How did we get hooked on this sport? We all have stories about how our love affair developed and blossomed. The TDN will be reaching out to numerous notable people in the industry to get their stories to find out how they got hooked and stayed hooked on the sport.
Eddie Olczyk, former NHL player, T.V. analyst
It goes back to around 1978. I was 12 and in the summertime I was playing spring- and summer-league hockey and a teammate of mine's dad was our manager, a guy by the name of Tony Kwilas. His son Danny was our goalie. He was a horseplayer and in between our hockey sessions, he grabbed us one day and we went to the track, to Arlington. I knew we were going to go there a couple of days prior. I borrowed $20 from my mother's purse. That was my introduction at the old Arlington. I loved going there and seeing these incredible equine athletes and these crazy human beings getting on the back of these horses. At that time, I had no clue so far as what I was doing. But being at the track at the old Arlington was just awesome. That was my first introduction to it.
My first few wagers, I just played numbers. I played my hockey number which was 16. I lost my first few races and I was down to $12. I went up and bet a $5 exacta box and sure enough it came in. I hit for something like $153. I went back to the ticket taker, the same one I went to for my first two bets. I was a big kid when I was 12, but I certainly didn't look like I was 18. More like 15, 16. I see the total, $153. The guy looks at me and says, 'Hey, kid, how old are you?' I looked at him and said 'you didn't ask me how old I was when I lost.' Then the guy pulled out a hundred, then some tens and fives. I slipped him a $5 tip and winked at him. You should have seen his reaction when I gave him the $5. He must have thought I was some smart-ass kid.
I kept going to the track with Danny and his dad and they would have the Racing Form. I am a Racing Form guy through and through. I learned to read the Form and I listened to what older people who had been playing the game for a long time had to tell me. When I would go to the track or tape the races at home, I would always watch the race replays and then go back and look at the Form and go, 'Ok, how did the puzzle come together after the fact?' I kind of worked from the end result backward. I evolved as a handicapper over the years. I first heard about track bias toward the end of my career, in the mid-90s. I just started really tracking biases and taking notes. I became real hard-core on that. I realized some days it didn't matter if you had the fastest horse in the race, he's not going to win if he's running on the worst part of the track. Handicapping really challenged me. I had my hockey career but racing and handicapping gave me an opportunity to breathe a little bit and enjoy a passion that's been with me for 46 years.

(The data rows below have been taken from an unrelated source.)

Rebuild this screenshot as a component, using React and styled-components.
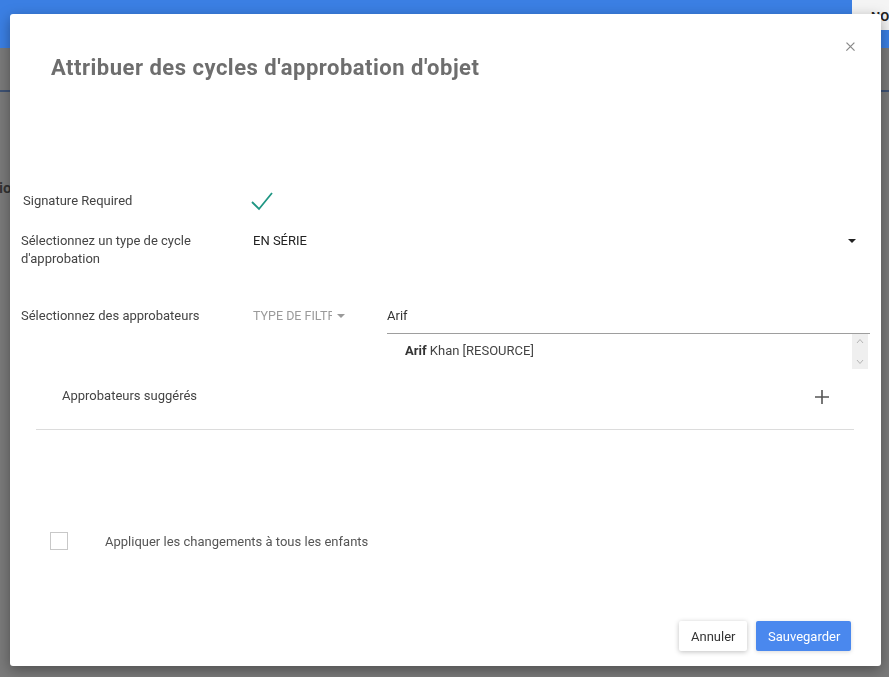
import React from 'react'
import styled, { createGlobalStyle } from 'styled-components'

const GlobalStyle = createGlobalStyle`
  html, body {
    margin: 0;
    padding: 0;
    background: #7a7a7a;
    font-family: Roboto, "Liberation Sans", sans-serif;
  }
`

const Page = styled.div`
  width: 889px;
  height: 677px;
  overflow: hidden;
  background: #7a7a7a;
`

const TopBar = styled.div`
  height: 48px;
  background: #3b7fe3;
  display: flex;
  justify-content: flex-end;
  align-items: flex-start;
`

const TopButton = styled.div`
  width: 40px;
  height: 30px;
  margin-right: -3px;
  background: #f4f4f4;
  color: #222;
  font-size: 13px;
  font-weight: 700;
  padding: 9px 0 0 19px;
  box-sizing: border-box;
`

const SubBar = styled.div`
  height: 42px;
  border-bottom: 2px solid #3e5274;
`

const PageText = styled.div`
  margin: 87px 0 0 -1px;
  font-size: 15px;
  font-weight: 700;
  color: #333;
`

const Dialog = styled.div`
  position: fixed;
  top: 14px;
  left: 10px;
  width: 871px;
  height: 652px;
  background: #fff;
  border-radius: 3px;
  box-shadow: 0 4px 14px rgba(0, 0, 0, 0.35);
  display: flex;
  flex-direction: column;
  box-sizing: border-box;
`

const Header = styled.div`
  display: flex;
  justify-content: space-between;
  align-items: flex-start;
  padding: 40px 25px 0 41px;
  height: 176px;
  box-sizing: border-box;
`

const Title = styled.h2`
  margin: 0;
  font-size: 22px;
  line-height: 28px;
  letter-spacing: 0.5px;
  font-weight: 700;
  color: #6e6e6e;
`

const CloseButton = styled.button`
  border: none;
  background: none;
  padding: 0;
  margin-top: -20px;
  color: #888;
  font-size: 21px;
  line-height: 22px;
  font-weight: 300;
  cursor: pointer;
  font-family: Roboto, sans-serif;
`

const Body = styled.div`
  padding: 0 11px;
  display: flex;
  flex-direction: column;
`

const Row = styled.div`
  display: grid;
  grid-template-columns: 232px 1fr;
  align-items: ${p => (p.top ? 'start' : 'center')};
  margin-bottom: ${p => p.gap || 0}px;
  font-size: 13px;
  color: #444;
`

const Label = styled.div`
  line-height: 18px;
  padding-left: ${p => p.indent || 0}px;
  padding-top: ${p => p.offset || 0}px;
`

const Check = styled.svg`
  width: 24px;
  height: 22px;
  margin-left: -3px;
`

const SelectBox = styled.div`
  display: flex;
  justify-content: space-between;
  align-items: center;
  color: #222;
  line-height: 18px;
  padding-right: 14px;
`

const Caret = styled.span`
  width: 0;
  height: 0;
  border-left: 4px solid transparent;
  border-right: 4px solid transparent;
  border-top: 4px solid ${p => p.color || '#222'};
  display: inline-block;
`

const ApproverGrid = styled.div`
  display: grid;
  grid-template-columns: 134px 1fr;
  align-items: start;
`

const FilterType = styled.div`
  display: flex;
  align-items: center;
  gap: 5px;
  color: #9a9a9a;
  font-size: 12.5px;
  line-height: 18px;
  padding-top: 3px;
`

const FilterText = styled.span`
  width: 79px;
  overflow: hidden;
  white-space: nowrap;
`

const SearchColumn = styled.div`
  display: flex;
  flex-direction: column;
`

const SearchInput = styled.div`
  border-bottom: 1px solid #9e9e9e;
  padding: 3px 0 8px;
  color: #333;
  line-height: 18px;
`

const Suggestions = styled.div`
  display: flex;
  justify-content: space-between;
  height: 35px;
  margin-right: 2px;
`

const Suggestion = styled.div`
  padding: 8px 0 0 18px;
  color: #444;
  line-height: 18px;
  b {
    color: #333;
  }
`

const ScrollBar = styled.div`
  width: 16px;
  background: #efefef;
  display: flex;
  flex-direction: column;
  justify-content: space-between;
  align-items: center;
  padding: 4px 0;
  box-sizing: border-box;
`

const Arrow = styled.svg`
  width: 8px;
  height: 6px;
`

const SuggestedRow = styled.div`
  display: flex;
  justify-content: space-between;
  align-items: center;
  margin: 16px 27px 0 26px;
  padding: 0 0 24px 26px;
  border-bottom: 1px solid #dcdcdc;
  font-size: 13px;
  color: #444;
`

const PlusIcon = styled.svg`
  width: 16px;
  height: 16px;
  margin-right: 24px;
  margin-top: 4px;
`

const ChildrenRow = styled.label`
  display: flex;
  align-items: center;
  margin: 102px 0 0 40px;
  font-size: 13px;
  color: #555;
`

const Box = styled.span`
  width: 16px;
  height: 16px;
  border: 1px solid #c8c8c8;
  margin-right: 37px;
`

const Footer = styled.div`
  margin-top: auto;
  display: flex;
  justify-content: flex-end;
  gap: 9px;
  padding: 0 30px 15px 0;
`

const Button = styled.button`
  height: 30px;
  border: none;
  border-radius: 2px;
  padding: 0 12px;
  font-family: Roboto, "Liberation Sans", sans-serif;
  font-size: 13px;
  cursor: pointer;
  &.plain {
    background: #fff;
    color: #333;
    width: 68px;
    box-shadow: 0 1px 5px rgba(0, 0, 0, 0.25);
  }
  &.primary {
    background: #4a88ee;
    color: #fff;
    width: 95px;
    box-shadow: 0 1px 4px rgba(0, 0, 0, 0.15);
  }
`

const App = () => {
  return (
    <>
      <GlobalStyle />
      <Page>
        <TopBar>
          <TopButton>NO</TopButton>
        </TopBar>
        <SubBar />
        <PageText>io</PageText>
      </Page>
      <Dialog>
        <Header>
          <Title>Attribuer des cycles d'approbation d'objet</Title>
          <CloseButton>×</CloseButton>
        </Header>
        <Body>
          <Row gap={20}>
            <Label indent={2}>Signature Required</Label>
            <Check viewBox="0 0 24 22">
              <path d="M2 12 L9 19 L22 3" fill="none" stroke="#1f9683" strokeWidth="1.8" />
            </Check>
          </Row>
          <Row top gap={36}>
            <Label>Sélectionnez un type de cycle<br />d'approbation</Label>
            <SelectBox>
              EN SÉRIE
              <Caret />
            </SelectBox>
          </Row>
          <Row top>
            <Label offset={3}>Sélectionnez des approbateurs</Label>
            <ApproverGrid>
              <FilterType>
                <FilterText>TYPE DE FILTRE</FilterText>
                <Caret color="#9a9a9a" />
              </FilterType>
              <SearchColumn>
                <SearchInput>Arif</SearchInput>
                <Suggestions>
                  <Suggestion><b>Arif</b> Khan [RESOURCE]</Suggestion>
                  <ScrollBar>
                    <Arrow viewBox="0 0 8 6">
                      <path d="M1 5 L4 1.5 L7 5" fill="none" stroke="#b5b5b5" strokeWidth="1" />
                    </Arrow>
                    <Arrow viewBox="0 0 8 6">
                      <path d="M1 1 L4 4.5 L7 1" fill="none" stroke="#b5b5b5" strokeWidth="1" />
                    </Arrow>
                  </ScrollBar>
                </Suggestions>
              </SearchColumn>
            </ApproverGrid>
          </Row>
        </Body>
        <SuggestedRow>
          Approbateurs suggérés
          <PlusIcon viewBox="0 0 16 16">
            <path d="M8 1 V15 M1 8 H15" stroke="#555" strokeWidth="1.6" />
          </PlusIcon>
        </SuggestedRow>
        <ChildrenRow>
          <Box />
          Appliquer les changements à tous les enfants
        </ChildrenRow>
        <Footer>
          <Button className="plain">Annuler</Button>
          <Button className="primary">Sauvegarder</Button>
        </Footer>
      </Dialog>
    </>
  )
}

export default App
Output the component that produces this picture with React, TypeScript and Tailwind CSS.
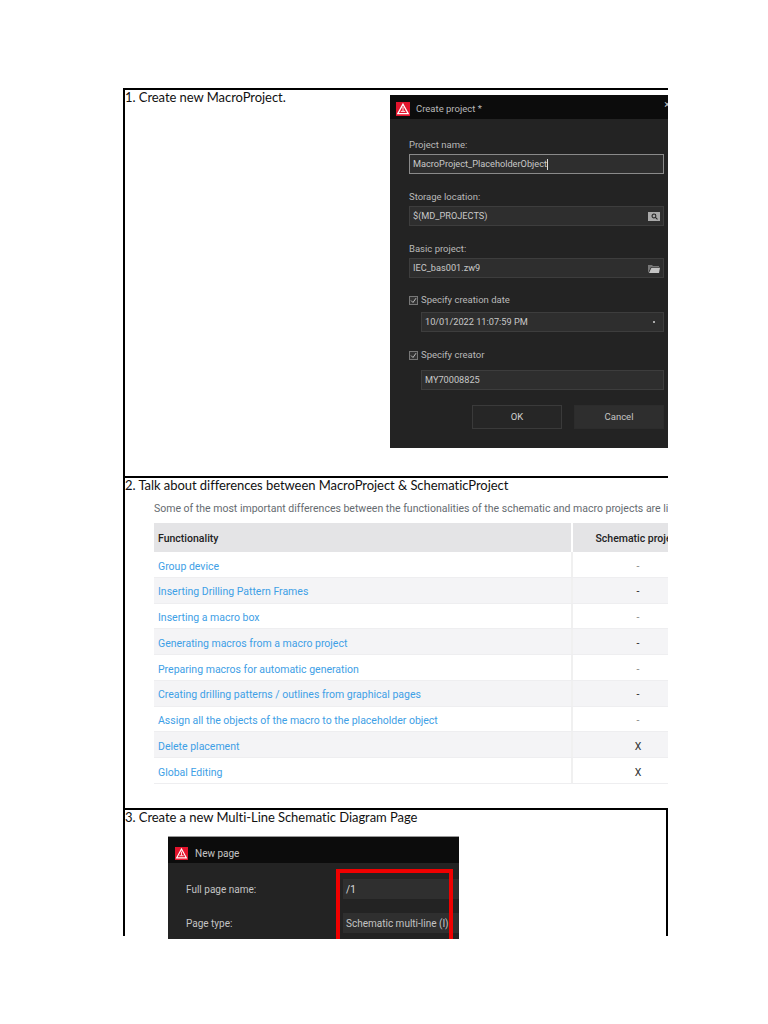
const uiFont = "font-['Roboto',sans-serif]";

function WarnLogo({ size = 14 }: { size?: number }) {
  return (
    <svg width={size} height={size} viewBox="0 0 14 14" className="shrink-0">
      <rect width="14" height="14" fill="#e3142d" />
      <path d="M7 2.2 L12.2 11.6 H1.8 Z" fill="none" stroke="#fff" strokeWidth="1.3" />
      <path d="M7 5 V9 M4.8 9.4 L9.2 9.4" stroke="#fff" strokeWidth="0.9" />
    </svg>
  );
}

function Check() {
  return (
    <span className="w-[9px] h-[9px] border border-[#777] bg-[#333] flex items-center justify-center">
      <svg width="7" height="7" viewBox="0 0 7 7"><path d="M1 3.5 L3 5.5 L6 1.2" fill="none" stroke="#bbb" strokeWidth="1" /></svg>
    </span>
  );
}

function Field({ text, children, border = 'border-[#3d3d3d]', className = '' }: { text: React.ReactNode; children?: React.ReactNode; border?: string; className?: string }) {
  return (
    <div className={`h-[20px] border bg-[#2e2e2e] flex items-center justify-between pl-[3px] pr-[3px] text-[9.2px] text-[#c8c8c8] ${border} ${className}`}>
      <span className="truncate">{text}</span>
      {children}
    </div>
  );
}

function CreateProjectDialog() {
  return (
    <div className={`w-[278px] h-[353px] bg-[#232323] text-[#b9b9b9] text-[9.5px] overflow-hidden ${uiFont}`}>
      <div className="h-[24px] pt-[4px] bg-[#0c0c0c] flex items-center pl-[6px] gap-[6px] relative">
        <WarnLogo />
        <span>Create project *</span>
        <span className="absolute right-[-2px] top-[2px] text-[11px] text-[#ccc]">×</span>
      </div>
      <div className="pl-[19px] pr-[4px]">
        <div className="mt-[19px] mb-[2px] h-[14px] leading-[14px]">Project name:</div>
        <Field text={<>MacroProject_PlaceholderObject<span className="inline-block w-px h-[11px] bg-[#ddd] align-middle" /></>} border="border-[#8a8a8a]" />
        <div className="mt-[16px] mb-[2px] h-[14px] leading-[14px]">Storage location:</div>
        <Field text="$(MD_PROJECTS)">
          <span className="w-[12px] h-[9px] bg-[#a9a9a9] flex items-center justify-center">
            <svg width="7" height="7" viewBox="0 0 8 8"><circle cx="3.4" cy="3.4" r="2.2" fill="none" stroke="#222" strokeWidth="1.2" /><path d="M5 5 L7.4 7.4" stroke="#222" strokeWidth="1.2" /></svg>
          </span>
        </Field>
        <div className="mt-[16px] mb-[2px] h-[14px] leading-[14px]">Basic project:</div>
        <Field text="IEC_bas001.zw9">
          <svg width="12" height="9" viewBox="0 0 12 9"><path d="M0 9 V1 H4 L5 2 H11 V3 H3 L0 9 Z" fill="#777" /><path d="M1 9 L3.4 3.8 H12 L11 9 Z" fill="#c4c4c4" /></svg>
        </Field>
        <div className="mt-[15px] h-[14px] flex items-center gap-[3px]">
          <Check />
          <span>Specify creation date</span>
        </div>
        <Field text="10/01/2022 11:07:59 PM" className="ml-[12px] mt-[5px]">
          <span className="w-[2px] h-[2px] bg-[#aaa] mr-[5px]" />
        </Field>
        <div className="mt-[16px] h-[14px] flex items-center gap-[3px]">
          <Check />
          <span>Specify creator</span>
        </div>
        <Field text="MY70008825" className="ml-[12px] mt-[8px]" />
        <div className="mt-[15px] flex justify-end gap-[12px]">
          <div className="w-[90px] h-[24px] border border-[#3a3a3a] bg-[#262626] flex items-center justify-center text-[#d0d0d0]">OK</div>
          <div className="w-[90px] h-[24px] border border-[#2c2c2c] bg-[#2e2e2e] flex items-center justify-center text-[#c4c4c4]">Cancel</div>
        </div>
      </div>
    </div>
  );
}

const rows: [string, string][] = [
  ['Group device', '-'],
  ['Inserting Drilling Pattern Frames', '-'],
  ['Inserting a macro box', '-'],
  ['Generating macros from a macro project', '-'],
  ['Preparing macros for automatic generation', '-'],
  ['Creating drilling patterns / outlines from graphical pages', '-'],
  ['Assign all the objects of the macro to the placeholder object', '-'],
  ['Delete placement', 'X'],
  ['Global Editing', 'X'],
];

function DiffTable() {
  return (
    <div className="ml-[29px] font-['Roboto',sans-serif] text-[10.5px]">
      <div className="mt-[10px] h-[14px] leading-[14px] text-[#666b70] whitespace-nowrap overflow-hidden">
        Some of the most important differences between the functionalities of the schematic and macro projects are listed
      </div>
      <div className="mt-[7px] flex h-[29px] pt-[2px] w-[549px] bg-[#e4e4e6] font-medium text-[#222]">
        <div className="w-[417px] shrink-0 pl-[4px] flex items-center">Functionality</div>
        <div className="w-[2px] shrink-0 -mt-[2px] bg-white" />
        <div className="w-[130px] shrink-0 flex items-center justify-center whitespace-nowrap">Schematic project</div>
      </div>
      {rows.map(([name, value], i) => (
        <div key={name} className={`flex w-[549px] h-[25.78px] border-b border-[#eeeef0] pt-[4px] ${i % 2 ? 'bg-[#f4f4f6]' : 'bg-white'}`}>
          <div className="w-[417px] shrink-0 pl-[4px] flex items-center text-[#3ea0e6] whitespace-nowrap">{name}</div>
          <div className="w-[2px] shrink-0 -mt-[4px] bg-[#f0f0f0]" />
          <div className={`w-[130px] shrink-0 flex items-center justify-center ${value === 'X' ? 'text-[#333]' : i % 2 ? 'text-[#222]' : 'text-[#888]'}`}>{value}</div>
        </div>
      ))}
    </div>
  );
}

function NewPageDialog() {
  return (
    <div className={`ml-[43px] mt-[12px] w-[291px] h-[103px] bg-[#232323] overflow-hidden text-[10px] text-[#c4c4c4] relative border-t border-[#999] ${uiFont}`}>
      <div className="h-[26px] pt-[6px] bg-[#0c0c0c] flex items-center pl-[7px] gap-[7px]">
        <WarnLogo size={13} />
        <span>New page</span>
      </div>
      <div className="flex items-center mt-[16px] pl-[18px]">
        <span className="w-[157px]">Full page name:</span>
        <div className="flex-1 h-[20px] bg-[#2f2f2f] pl-[3px] flex items-center text-[#ddd]">/1</div>
      </div>
      <div className="flex items-center mt-[14px] pl-[18px]">
        <span className="w-[157px]">Page type:</span>
        <div className="flex-1 h-[20px] bg-[#2f2f2f] pl-[3px] flex items-center whitespace-nowrap">Schematic multi-line (I)</div>
      </div>
      <div className="absolute left-[168px] top-[32px] w-[117px] h-[80px] border-[4px] border-[#f00000]" />
    </div>
  );
}

function Heading({ children }: { children: React.ReactNode }) {
  return <div className="text-[13px] leading-[14px] text-[#111] tracking-[-0.05px] font-['Lato','Liberation_Sans',sans-serif]">{children}</div>;
}

export default function App() {
  return (
    <div className="w-[768px] h-[1024px] bg-white pt-[88px] pl-[123px] overflow-hidden">
      <div className="w-[545px] h-[848px] border-l-2 border-black">
        {/* step 1 */}
        <section className="h-[388px] border-t-2 border-black flex justify-between">
          <Heading>1. Create new MacroProject.</Heading>
          <div className="mt-[5px]">
            <CreateProjectDialog />
          </div>
        </section>
        {/* step 2 */}
        <section className="h-[332px] border-t-2 border-black overflow-hidden">
          <Heading>2. Talk about differences between MacroProject &amp; SchematicProject</Heading>
          <DiffTable />
        </section>
        {/* step 3 */}
        <section className="h-[128px] border-t-2 border-r-2 border-black">
          <Heading>3. Create a new Multi-Line Schematic Diagram Page</Heading>
          <NewPageDialog />
        </section>
      </div>
    </div>
  );
}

Maggi Moss, lawyer and racehorse owner
I got hooked on horses when I was nine years old. I lived in Iowa and my dad had served in the Army and with mounted police horses. He bought me my first show horse when I was nine. I went from having one horse when I was nine all the way to him building a show horse farm and competing on the big horse show circuit. That was until I went to law school. I was going to be lawyer.
In 1997, before I ever owned any racehorses, a girlfriend took me to Prairie Meadows. I started to think this was a beautiful sport. Since I had been judging horse shows, I started marking my program noting who had the biggest, shiniest best-looking racehorse in each race. I went to a trainer and asked him what it would cost to buy a horse. I only knew about show horses and I knew they were really expensive. The trainer told me I could get a really good racehorse for $25,000. That year, the trainer (David R. Vance) claimed a horse for me at Oaklawn named Apak for $25,000. That was my first racehorse.
I always tell people that when I went and watched that horse run, I knew horses really well but I knew nothing about horse racing. How do I get silks, where is the winner's circle? I had done show horses for 20 years. We shipped Apak over to Prairie Meadows and in his fourth start for me, he won. I still remember who the jockey was–Vicki Warhol. Apak won that day and it changed my life. What would have happened if it didn't go well with that horse? I don't know. He won a bunch of races at Prairie Meadows and I thought, I want to do a lot more of this. I want many, many horses . I thought the game was easy.
In 2006, I might have had 50-60 race horses around the country. Someone told me no female owner had ever led the nation in wins. I was right near the top of the standings. I won 211 races in 2006, more than any other owner that year, the first woman to do so in more than half a century.
About two months later, I got a call at my law office, a woman from New Jersey said she had one of our horse that they just bailed out of a kill pen. At that point, I didn't know anything about slaughter. Then everything changed. I wasn't so interested in winning owner titles. I was going to save horses. That's what happened.